#### Data for this task
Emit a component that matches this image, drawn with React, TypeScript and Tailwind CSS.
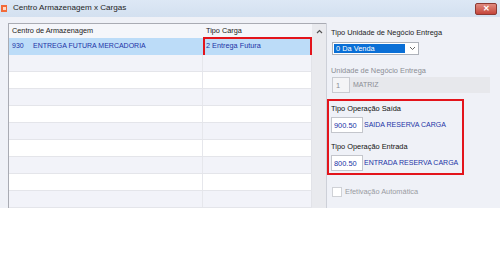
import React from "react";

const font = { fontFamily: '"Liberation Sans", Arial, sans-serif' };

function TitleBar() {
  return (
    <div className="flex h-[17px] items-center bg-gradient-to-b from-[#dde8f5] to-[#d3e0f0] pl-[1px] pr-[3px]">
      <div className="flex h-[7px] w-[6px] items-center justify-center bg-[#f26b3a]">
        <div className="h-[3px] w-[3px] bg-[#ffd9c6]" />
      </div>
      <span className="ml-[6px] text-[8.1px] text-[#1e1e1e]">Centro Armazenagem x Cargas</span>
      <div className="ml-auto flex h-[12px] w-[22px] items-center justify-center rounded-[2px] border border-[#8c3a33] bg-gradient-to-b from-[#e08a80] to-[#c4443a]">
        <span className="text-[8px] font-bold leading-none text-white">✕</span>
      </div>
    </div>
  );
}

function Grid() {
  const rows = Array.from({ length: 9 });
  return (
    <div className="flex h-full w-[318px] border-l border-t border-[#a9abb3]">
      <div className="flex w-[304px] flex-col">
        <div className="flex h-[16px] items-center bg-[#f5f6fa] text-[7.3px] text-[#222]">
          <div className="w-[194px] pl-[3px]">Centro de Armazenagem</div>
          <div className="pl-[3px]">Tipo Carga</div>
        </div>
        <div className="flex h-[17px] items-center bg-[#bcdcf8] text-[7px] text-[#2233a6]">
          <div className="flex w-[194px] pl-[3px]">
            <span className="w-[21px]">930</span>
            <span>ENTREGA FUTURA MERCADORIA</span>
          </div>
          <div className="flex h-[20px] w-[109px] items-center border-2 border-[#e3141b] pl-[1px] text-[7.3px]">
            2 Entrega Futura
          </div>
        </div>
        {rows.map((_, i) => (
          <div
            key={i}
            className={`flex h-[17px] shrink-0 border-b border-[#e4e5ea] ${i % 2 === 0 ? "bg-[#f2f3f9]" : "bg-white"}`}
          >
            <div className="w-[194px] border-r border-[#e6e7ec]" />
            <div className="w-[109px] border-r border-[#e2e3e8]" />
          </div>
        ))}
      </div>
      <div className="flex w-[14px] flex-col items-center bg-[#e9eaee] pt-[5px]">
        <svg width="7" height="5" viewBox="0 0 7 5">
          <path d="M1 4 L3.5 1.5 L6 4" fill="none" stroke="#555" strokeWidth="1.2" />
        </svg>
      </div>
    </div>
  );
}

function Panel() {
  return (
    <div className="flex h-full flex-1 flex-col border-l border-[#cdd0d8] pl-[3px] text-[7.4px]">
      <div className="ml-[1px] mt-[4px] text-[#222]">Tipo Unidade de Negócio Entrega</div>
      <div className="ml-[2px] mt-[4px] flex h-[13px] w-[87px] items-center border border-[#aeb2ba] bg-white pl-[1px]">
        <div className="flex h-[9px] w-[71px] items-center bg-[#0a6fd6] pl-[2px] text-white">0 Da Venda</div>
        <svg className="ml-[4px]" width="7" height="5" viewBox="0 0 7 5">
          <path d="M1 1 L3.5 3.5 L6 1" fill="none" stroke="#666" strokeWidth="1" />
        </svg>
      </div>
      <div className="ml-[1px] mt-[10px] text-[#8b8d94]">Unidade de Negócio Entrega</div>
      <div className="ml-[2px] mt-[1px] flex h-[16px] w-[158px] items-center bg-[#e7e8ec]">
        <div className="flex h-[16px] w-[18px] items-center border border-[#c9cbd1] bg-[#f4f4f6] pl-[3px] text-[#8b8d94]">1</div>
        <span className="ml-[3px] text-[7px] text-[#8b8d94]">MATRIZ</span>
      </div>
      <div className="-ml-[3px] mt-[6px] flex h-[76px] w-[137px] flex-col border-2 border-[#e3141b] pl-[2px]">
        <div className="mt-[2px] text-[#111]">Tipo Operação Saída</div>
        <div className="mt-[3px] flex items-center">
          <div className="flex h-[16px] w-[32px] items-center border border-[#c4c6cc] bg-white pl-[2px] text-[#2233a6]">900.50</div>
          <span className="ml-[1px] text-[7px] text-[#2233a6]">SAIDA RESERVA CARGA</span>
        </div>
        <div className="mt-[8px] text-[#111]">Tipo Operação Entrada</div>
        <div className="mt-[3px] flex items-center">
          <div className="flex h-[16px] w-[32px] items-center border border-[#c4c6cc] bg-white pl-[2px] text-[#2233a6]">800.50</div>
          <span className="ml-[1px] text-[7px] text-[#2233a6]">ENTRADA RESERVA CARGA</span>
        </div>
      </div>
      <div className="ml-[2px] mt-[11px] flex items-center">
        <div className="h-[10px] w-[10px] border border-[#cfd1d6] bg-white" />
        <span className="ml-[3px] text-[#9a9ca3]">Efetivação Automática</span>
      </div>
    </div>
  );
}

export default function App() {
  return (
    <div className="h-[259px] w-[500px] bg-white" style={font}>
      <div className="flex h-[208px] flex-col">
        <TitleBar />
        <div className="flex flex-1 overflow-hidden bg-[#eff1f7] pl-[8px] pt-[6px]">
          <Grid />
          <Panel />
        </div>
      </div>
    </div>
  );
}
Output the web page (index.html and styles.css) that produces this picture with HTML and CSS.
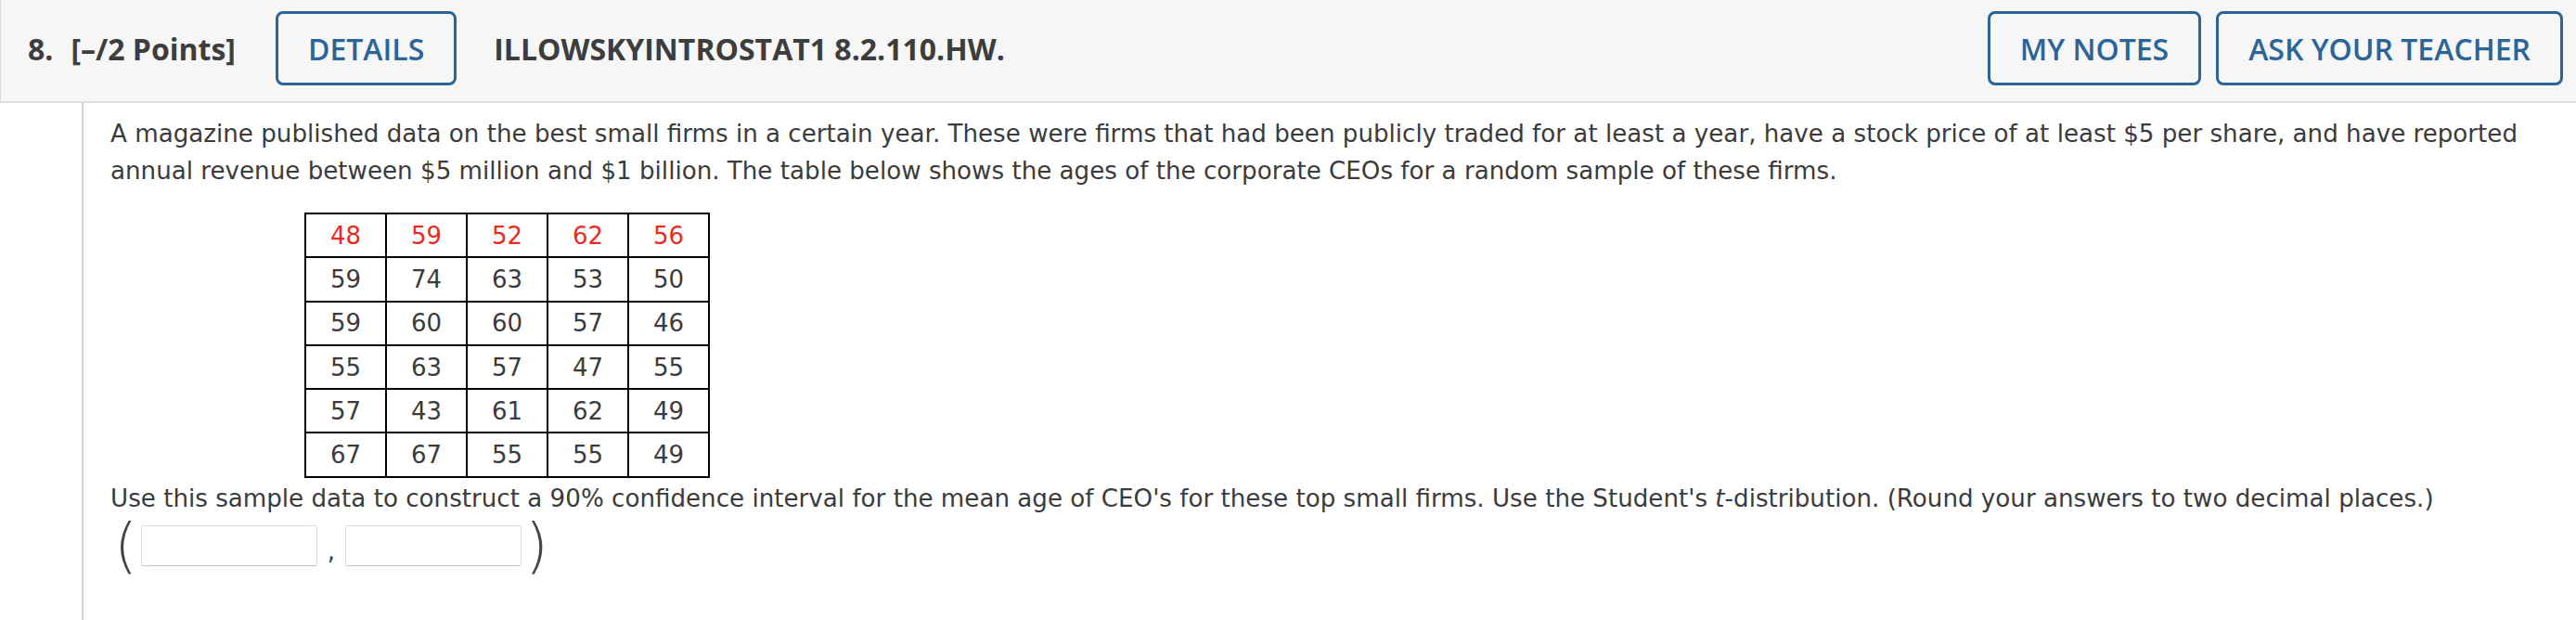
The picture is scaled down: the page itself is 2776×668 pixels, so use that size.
########
- [The task]
With pictures omitted, copy exactly the lines from the one containing "Output the web" through the final line of the listing, both included.

- [Answer in full]
Output the web page (index.html and styles.css) that produces this picture with HTML and CSS.
The picture is scaled down: the page itself is 2776×668 pixels, so use that size.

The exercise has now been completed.